The main focus remains China. On March 22, in response to the Section 301 intellectual property review (alleging theft by China), Mr Trump proposed 25 per cent tariffs on US$50 billion of US imports from China and restrictions on Chinese investment in the US. At the same time, the US lodged a case against China with the World Trade Organisation. China then announced "plans" for 25 per cent tariffs on US$50 billion of imports from the US, with a focus on agricultural products. Following that, Mr Trump threatened tariffs on another US$100 billion of imports from China.

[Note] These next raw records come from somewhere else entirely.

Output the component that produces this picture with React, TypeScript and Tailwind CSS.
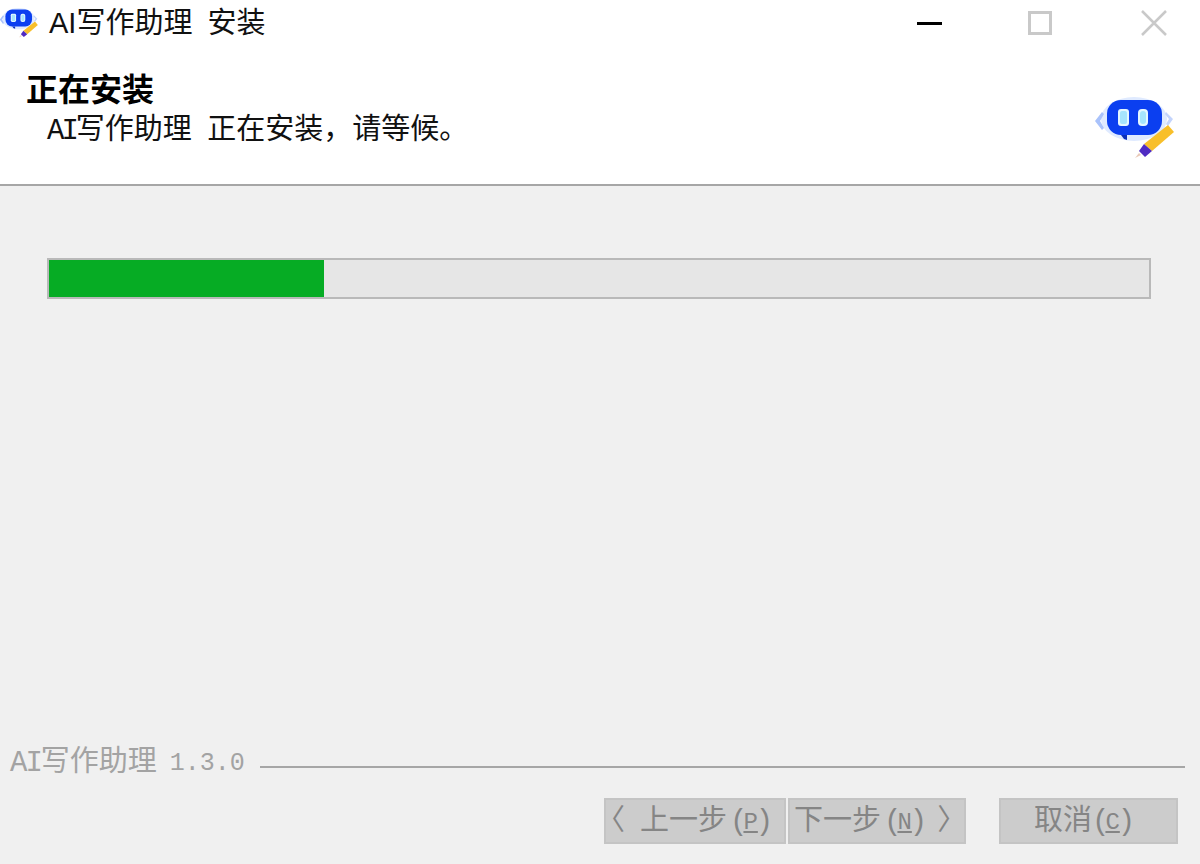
const cjk = "font-['Liberation_Sans','Noto_Sans_CJK_SC',sans-serif]";
const mono = "font-['Liberation_Mono','Noto_Sans_CJK_SC',monospace]";

function BotIcon({ className }: { className: string }) {
  return (
    <svg viewBox="0 0 80 62" className={className}>
      <ellipse cx="40" cy="22" rx="33" ry="22" fill="#dfeaff" />
      <path d="M8 15 L1 24 L8 33 L10 31 L6 24 L10 17 Z" fill="#a9c2fb" />
      <path d="M72 15 L79 22 L74 29 L72 27 L75 22 L71 17 Z" fill="#c3d4fc" />
      <path d="M27 38 L33 38 L33 43 L30 42 Z" fill="#0a2fb8" />
      <rect x="13" y="3" width="55" height="35" rx="14" fill="#0b3ff0" />
      <rect x="24" y="12" width="11" height="17" rx="3" fill="#e3f7ff" />
      <rect x="26" y="14" width="7" height="13" rx="2" fill="#a5e4fd" />
      <rect x="44" y="12" width="10" height="17" rx="4" fill="#e3f7ff" />
      <rect x="46" y="14" width="6" height="13" rx="3" fill="#a5e4fd" />
      <path d="M74 28 L80 35 L58 54 L50 47 Z" fill="#f8bf2a" />
      <path d="M50 47 L58 54 L51 60 L45 54 Z" fill="#4f2bc2" />
      <path d="M45 56 L47 58 L41 61 Z" fill="#e9c9b8" />
    </svg>
  );
}

function FooterButton({ children }: { children: React.ReactNode }) {
  return (
    <div className="flex h-[46px] items-center justify-start border-2 border-[#c4c4c4] bg-[#cccccc] pt-[3px] text-[29px] leading-none whitespace-pre text-[#858585]">
      {children}
    </div>
  );
}

function Hotkey({ letter, className }: { letter: string; className: string }) {
  return (
    <span className={`flex items-center ${className}`}>
      <span className="tracking-[-4px]">(</span>
      <u className="text-[24px]">{letter}</u>
      <span className="ml-[-2px]">)</span>
    </span>
  );
}

export default function App() {
  return (
    <div className={`flex h-[864px] w-[1200px] flex-col overflow-hidden bg-[#f0f0f0] ${cjk}`}>
      <div className="h-[184px] bg-white">
        <div className="flex h-[46px] items-center">
          <BotIcon className="ml-[-1px] h-[30px] w-[39px]" />
          <span className="ml-[11px] text-[29px] leading-none whitespace-pre text-[#111111] [word-spacing:7px]">AI写作助理 安装</span>
          <div className="ml-auto flex items-center">
            <div className="mr-[86px] h-[3px] w-[25px] bg-black" />
            <div className="mr-[89px] h-[24px] w-[24px] border-[3px] border-[#c9c9c9]" />
            <svg viewBox="0 0 26 26" className="mr-[33px] h-[26px] w-[26px]" stroke="#c9c9c9" strokeWidth="2.5" fill="none">
              <path d="M1 1 L25 25 M25 1 L1 25" />
            </svg>
          </div>
        </div>
        <div className="flex items-start justify-between">
          <div>
            <div className="mt-[26px] pl-[26px] text-[32px] leading-[36px] font-bold text-black">正在安装</div>
            <div className={`mt-[6px] pl-[47px] text-[29px] leading-[36px] whitespace-pre text-[#111111] ${mono}`}>
              <span className="tracking-[-3px]">AI</span>写作助理<span className="tracking-[-2px]"> </span>正在安装，请等候。
            </div>
          </div>
          <BotIcon className="mt-[51px] mr-[26px] h-[62px] w-[80px]" />
        </div>
      </div>

      <div className="h-[2px] bg-[#a6a6a6]" />

      <div className="flex flex-1 flex-col px-[47px] pt-[72px]">
        <div className="flex h-[41px] w-[1104px] border-2 border-[#b9b9b9] bg-[#e6e6e6]">
          <div className="h-full w-[275px] bg-[#06ac24]" />
        </div>
      </div>

      <div className={`flex items-center pr-[15px] pl-[10px] text-[#a3a3a3] ${mono}`}>
        <span className="-translate-y-[3px] text-[29px] leading-[36px] whitespace-pre">
          <span className="tracking-[-2px]">AI</span>写作助理
        </span>
        <span className="ml-[13px] -translate-y-[3px] text-[25px] leading-[36px]">1.3.0</span>
        <div className="ml-[15px] h-[2px] flex-1 bg-[#a6a6a6]" />
      </div>

      <div className={`mt-[13px] mb-[20px] flex pr-[22px] pl-[604px] ${mono}`}>
        <div className="w-[182px]">
          <FooterButton>
            <span className="ml-[-10px]">〈</span>
            <span className="ml-[15px]">上一步</span>
            <Hotkey letter="P" className="ml-[3px]" />
          </FooterButton>
        </div>
        <div className="ml-[2px] w-[178px]">
          <FooterButton>
            <span className="ml-[4px]">下一步</span>
            <Hotkey letter="N" className="ml-[3px]" />
            <span className="ml-[10px]">〉</span>
          </FooterButton>
        </div>
        <div className="ml-[33px] w-[179px]">
          <FooterButton>
            <span className="ml-[33px]">取消</span>
            <Hotkey letter="C" className="ml-0" />
          </FooterButton>
        </div>
      </div>
    </div>
  );
}
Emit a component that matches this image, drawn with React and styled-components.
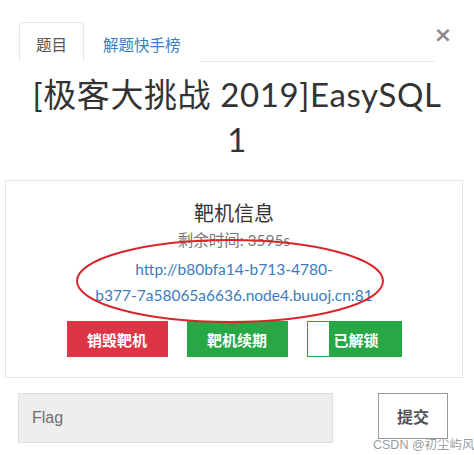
import React from "react";
import styled, { createGlobalStyle } from "styled-components";

const Global = createGlobalStyle`
  html, body { margin: 0; padding: 0; background: #fff; }
  body { font-family: Lato, "Noto Sans CJK SC", sans-serif; color: #333; }
`;

const Page = styled.div`
  position: relative;
  width: 474px;
  height: 455px;
  overflow: hidden;
  padding-top: 22px;
  box-sizing: border-box;
`;

const Header = styled.div`
  display: flex;
  align-items: flex-start;
  padding-left: 19px;
`;

const Tabs = styled.div`
  flex: 0 0 416px;
  display: flex;
  border-bottom: 1px solid #e8e8e8;
`;

const Tab = styled.div`
  height: 40px;
  box-sizing: border-box;
  padding: 0 ${(p) => (p.$active ? "16px" : "18px")};
  display: flex;
  align-items: center;
  padding-top: 3px;
  font-family: "Noto Sans CJK SC", sans-serif;
  font-size: 15.5px;
  color: ${(p) => (p.$active ? "#555" : "#3b7fc0")};
  border: 1px solid ${(p) => (p.$active ? "#e6e6e6" : "transparent")};
  border-bottom: none;
  border-radius: 4px 4px 0 0;
  margin-bottom: -1px;
  background: #fff;
`;

const Close = styled.div`
  margin-left: 1px;
  width: 14px;
  display: flex;
  justify-content: center;
  margin-top: 1px;
  font-family: "DejaVu Sans", sans-serif;
  font-size: 22px;
  font-weight: bold;
  line-height: 24px;
  color: #8a8a8a;
`;

const Title = styled.h1`
  margin: 10px 0 0;
  text-align: center;
  font-family: Lato, "Noto Sans CJK SC", sans-serif;
  font-weight: 400;
  font-size: 33px;
  line-height: 45px;
  color: #333;
  letter-spacing: 0.6px;
`;

const Card = styled.section`
  position: relative;
  margin: 18px 11px 0 5px;
  border: 1px solid #e4e4e4;
  padding: 18px 0 20px;
  display: flex;
  flex-direction: column;
  align-items: center;
`;

const CardTitle = styled.div`
  font-family: "Noto Sans CJK SC", sans-serif;
  font-size: 20px;
  line-height: 28px;
  color: #333;
`;

const Remaining = styled.div`
  margin-top: 2px;
  font-family: Lato, "Noto Sans CJK SC", sans-serif;
  font-size: 15.5px;
  line-height: 22px;
  color: #7a7a7a;
`;

const Url = styled.a`
  margin-top: 5px;
  text-align: center;
  font-family: Lato, sans-serif;
  font-size: 15.5px;
  line-height: 26px;
  color: #3b7cbd;
  text-decoration: none;
`;

const Buttons = styled.div`
  margin-top: 13px;
  display: flex;
  gap: 19px;
`;

const Btn = styled.button`
  width: ${(p) => p.$w}px;
  height: 36px;
  border: 1px solid ${(p) => p.$bg};
  background: ${(p) =>
    p.$handle ? `linear-gradient(to right, #fff 21px, ${p.$bg} 21px)` : p.$bg};
  color: #fff;
  font-family: "Noto Sans CJK SC", sans-serif;
  font-weight: 700;
  font-size: 15px;
  padding: 0;
  padding-left: ${(p) => (p.$handle ? "4px" : "0")};
`;

const Ellipse = styled.svg`
  position: absolute;
  left: 0;
  top: 0;
  pointer-events: none;
`;

const FormRow = styled.div`
  margin-top: 15px;
  display: flex;
  align-items: flex-start;
  padding-left: 18px;
`;

const Input = styled.input`
  width: 315px;
  height: 50px;
  box-sizing: border-box;
  background: #eee;
  border: 1px solid #ddd;
  padding: 0 13px;
  font-family: "Liberation Sans", Arial, sans-serif;
  font-size: 16px;
  color: #555;
  &::placeholder { color: #6f6f6f; }
`;

const Submit = styled.button`
  margin-left: 45px;
  width: 70px;
  height: 46px;
  background: #fff;
  border: 1px solid #999;
  font-family: "Noto Sans CJK SC", sans-serif;
  font-weight: 700;
  font-size: 16px;
  color: #555;
  padding: 0;
`;

const Watermark = styled.div`
  position: absolute;
  left: 373px;
  top: 434px;
  font-family: "Liberation Sans", "Noto Sans CJK SC", sans-serif;
  font-size: 12.5px;
  color: rgba(120, 120, 120, 0.75);
  white-space: nowrap;
`;

export default function App() {
  return (
    <>
      <Global />
      <Page>
        <Header>
          <Tabs>
            <Tab $active>题目</Tab>
            <Tab>解题快手榜</Tab>
          </Tabs>
          <Close>×</Close>
        </Header>
        <Title>
          [极客大挑战 2019]EasySQL
          <br />1
        </Title>
        <Card>
          <CardTitle>靶机信息</CardTitle>
          <Remaining>剩余时间: 3595s</Remaining>
          <Url href="#">
            http://b80bfa14-b713-4780-
            <br />
            b377-7a58065a6636.node4.buuoj.cn:81
          </Url>
          <Buttons>
            <Btn $w={101} $bg="#dc3545">销毁靶机</Btn>
            <Btn $w={101} $bg="#28a745">靶机续期</Btn>
            <Btn $w={95} $bg="#28a745" $handle>已解锁</Btn>
          </Buttons>
        </Card>
        <FormRow>
          <Input placeholder="Flag" />
          <Submit>提交</Submit>
        </FormRow>
        <Ellipse width="474" height="455" viewBox="0 0 474 455">
          <ellipse cx="230" cy="281" rx="153" ry="41" fill="none" stroke="#d8262b" strokeWidth="2" />
        </Ellipse>
        <Watermark>CSDN @初尘屿风</Watermark>
      </Page>
    </>
  );
}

These tariffs were put on hold after a May 19 agreement between the US and China, under which China agreed to import more from the US, reduce tariffs and strengthen laws to protect intellectual property, with negotiations on the details to come. Mr Trump initially cheered the outcome, but after domestic criticism, announced that the US$50 billion in imports from China would be subject to a 25 per cent tariff which would be finalised by June 15, and that investment restrictions would be finalised by June 30. The 25 per cent tariff was set to start on July 6, for US$34 billion in imports.

After China called off the May 19 deal and said it would match the US tariffs, Mr Trump revised the tariff on US$100 billion to 10 per cent on US$200 billion of imports. He also threatened to add on another US$200 billion to the list if China retaliates. This brings the tariffs on US imports from China to US$450 billion, which covers 90 per cent of America's total annual imports from China. Along the way, Mr Trump has also announced consideration of possible car tariffs.

Clearly the escalating tariff threats have added to the risk of a full-blown trade war between the US and China, and between the US and its allies if there are further escalations. The initial steel and aluminium tariffs and the proposed tariff on US$50 billion of imports from China amount to 3 per cent or so of US imports, or just 0.5 per cent of US GDP. This is hardly a trade war.

But if there are tariffs on US$450 billion of imports, it's about 18 per cent of total US imports and will have a bigger impact. On this scale, it's inevitable that consumer goods will be impacted. And with China importing only US$130 billion from the US annually, its proportional retaliation to US tariffs will have to move into other areas like tougher taxation and regulation of US companies operating in China and selling US Treasury Bonds (although this will only push up the yuan and make things worse for China).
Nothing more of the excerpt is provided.